* **What the task asks**: Scan the material for the word "styles", and copy each line where it shows up.

Items listed in a dataset
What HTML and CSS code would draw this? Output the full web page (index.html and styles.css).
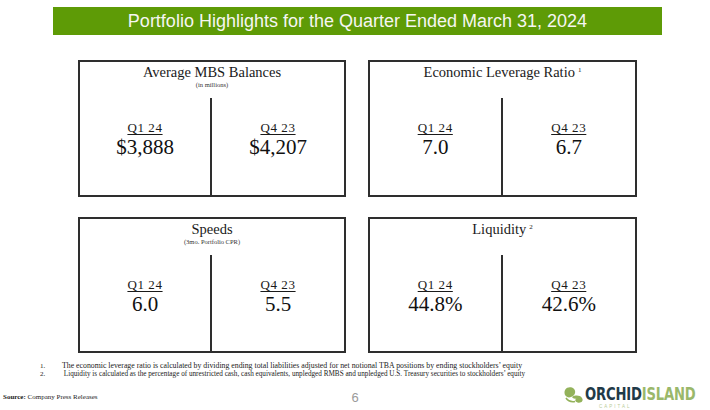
FILE: index.html
```html
<!DOCTYPE html>
<html lang="en">
<head>
<meta charset="utf-8">
<title>Portfolio Highlights</title>
<link rel="stylesheet" href="styles.css">
</head>
<body>
<div class="page">
  <header class="banner">Portfolio Highlights for the Quarter Ended March 31, 2024</header>

  <main class="cards">
    <section class="card">
      <div class="card-head">
        <h2 class="card-title">Average MBS Balances</h2>
        <p class="card-sub">(in millions)</p>
      </div>
      <div class="card-body">
        <div class="col"><span class="q">Q1 24</span><span class="val">$3,888</span></div>
        <div class="col"><span class="q">Q4 23</span><span class="val">$4,207</span></div>
      </div>
    </section>

    <section class="card">
      <div class="card-head">
        <h2 class="card-title">Economic Leverage Ratio<sup class="sup">1</sup></h2>
      </div>
      <div class="card-body">
        <div class="col"><span class="q">Q1 24</span><span class="val">7.0</span></div>
        <div class="col"><span class="q">Q4 23</span><span class="val">6.7</span></div>
      </div>
    </section>

    <section class="card">
      <div class="card-head">
        <h2 class="card-title">Speeds</h2>
        <p class="card-sub">(3mo. Portfolio CPR)</p>
      </div>
      <div class="card-body">
        <div class="col"><span class="q">Q1 24</span><span class="val">6.0</span></div>
        <div class="col"><span class="q">Q4 23</span><span class="val">5.5</span></div>
      </div>
    </section>

    <section class="card">
      <div class="card-head">
        <h2 class="card-title">Liquidity<sup class="sup">2</sup></h2>
      </div>
      <div class="card-body">
        <div class="col"><span class="q">Q1 24</span><span class="val">44.8%</span></div>
        <div class="col"><span class="q">Q4 23</span><span class="val">42.6%</span></div>
      </div>
    </section>
  </main>

  <ol class="notes">
    <li class="note-a"><span class="num">1.</span><span>The economic leverage ratio is calculated by dividing ending total liabilities adjusted for net notional TBA positions by ending stockholders’ equity</span></li>
    <li class="note-b"><span class="num">2.</span><span>&nbsp;Liquidity is calculated as the percentage of unrestricted cash, cash equivalents, unpledged RMBS and unpledged U.S. Treasury securities to stockholders’ equity</span></li>
  </ol>

  <footer class="foot">
    <p class="source"><b>Source:</b> Company Press Releases</p>
    <span class="pagenum">6</span>
    <div class="logo">
      <svg class="logo-mark" viewBox="0 0 22 18" width="22" height="18" aria-hidden="true">
        <path d="M2 9 C0 4 4 0 9 1.5 C13 3 13 8 10 10 C7 12 4 12 2 9 Z" fill="#93b25a"/>
        <path d="M9 11 C12 9 17 9 19 12 C21 15 18 17.5 14.5 16.5 C12 15.8 11.5 13.5 13.5 12.8 C11.5 12.5 10 13 9 11 Z" fill="#93b25a"/>
        <path d="M3 12 C5 15 9 16 12 15.5" stroke="#93b25a" stroke-width="1.6" fill="none"/>
      </svg>
      <div class="logo-text">
        <span class="logo-word"><span class="orchid">ORCHID</span><span class="island">ISLAND</span></span>
        <span class="capital">CAPITAL</span>
      </div>
    </div>
  </footer>
</div>
</body>
</html>
```

FILE: styles.css
```css
* { box-sizing: border-box; }

html, body {
  margin: 0;
  padding: 0;
  background: #ffffff;
}

.page {
  width: 710px;
  height: 410px;
  overflow: hidden;
  display: flex;
  flex-direction: column;
  font-family: "Liberation Serif", "Times New Roman", serif;
  color: #1a1a1a;
}

.banner {
  margin: 7px 0 0 53px;
  width: 609px;
  height: 28px;
  background: #5e9b06;
  color: #f6f6f2;
  font-family: "Liberation Sans", Arial, sans-serif;
  font-size: 18px;
  line-height: 28px;
  text-align: center;
}

.cards {
  margin: 25px 0 0 78px;
  display: grid;
  grid-template-columns: 268px 269px;
  grid-template-rows: 137px 136px;
  column-gap: 22px;
  row-gap: 20px;
}

.card {
  border: 2px solid #2e2e2e;
  display: flex;
  flex-direction: column;
}

.card-head {
  height: 36px;
  padding-top: 2px;
  text-align: center;
}

.card-title {
  margin: 0;
  font-size: 14.5px;
  line-height: 17px;
  font-weight: normal;
  color: #1a1a1a;
}

.sup {
  font-size: 7px;
  vertical-align: 5px;
  line-height: 0;
  margin-left: 3px;
}

.card-sub {
  margin: 0;
  font-size: 6.5px;
  line-height: 8px;
  color: #333;
}

.card-body {
  flex: 1;
  display: grid;
  grid-template-columns: 1fr 1fr;
}

.col {
  display: flex;
  flex-direction: column;
  align-items: center;
  padding-top: 23px;
}

.col:first-child {
  border-right: 2px solid #2e2e2e;
}

.q {
  font-size: 13px;
  line-height: 14px;
  letter-spacing: 0.6px;
  text-decoration: underline;
  text-decoration-thickness: 1px;
  text-underline-offset: 2px;
  color: #1a1a1a;
}

.val {
  font-size: 21px;
  line-height: 24px;
  color: #111;
}

.notes {
  list-style: none;
  margin: 9px 0 0 40px;
  padding: 0;
  line-height: 7.5px;
  color: #222;
}

.notes li {
  display: flex;
  align-items: baseline;
}

.note-a { font-size: 7.8px; }
.note-b { font-size: 7.2px; }

.num {
  width: 22px;
  flex: none;
  font-size: 7px;
}

.foot {
  margin-top: 7px;
  display: grid;
  grid-template-columns: 1fr auto 1fr;
  align-items: center;
}

.source {
  margin: 0 0 0 3px;
  font-size: 7px;
  color: #222;
}

.pagenum {
  font-family: "Liberation Sans", Arial, sans-serif;
  font-size: 13px;
  color: #9a9a9a;
}

.logo {
  justify-self: end;
  margin-right: 5px;
  display: flex;
  align-items: flex-start;
}

.logo-mark {
  margin-top: 1px;
}

.logo-text {
  display: flex;
  flex-direction: column;
  width: 120px;
}

.logo-word {
  font-family: "DejaVu Sans Condensed", "Liberation Sans Narrow", sans-serif;
  font-weight: bold;
  font-size: 17px;
  line-height: 19px;
  letter-spacing: -0.2px;
  white-space: nowrap;
  transform: scaleX(0.86);
  transform-origin: left center;
}

.orchid { color: #1f3a48; }
.island { color: #9ab86a; }

.capital {
  font-family: "Liberation Sans", Arial, sans-serif;
  font-size: 4.5px;
  line-height: 5px;
  letter-spacing: 2px;
  color: #b9cc98;
  margin-left: 14px;
}
```
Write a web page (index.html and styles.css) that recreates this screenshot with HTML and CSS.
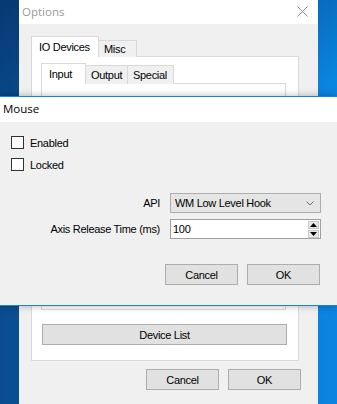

* **Exercise solution**:
What HTML and CSS code would draw this? Output the full web page (index.html and styles.css).
<link rel="stylesheet" href="styles.css">
FILE: styles.css
Write a web page (index.html and styles.css) that recreates this screenshot with HTML and CSS.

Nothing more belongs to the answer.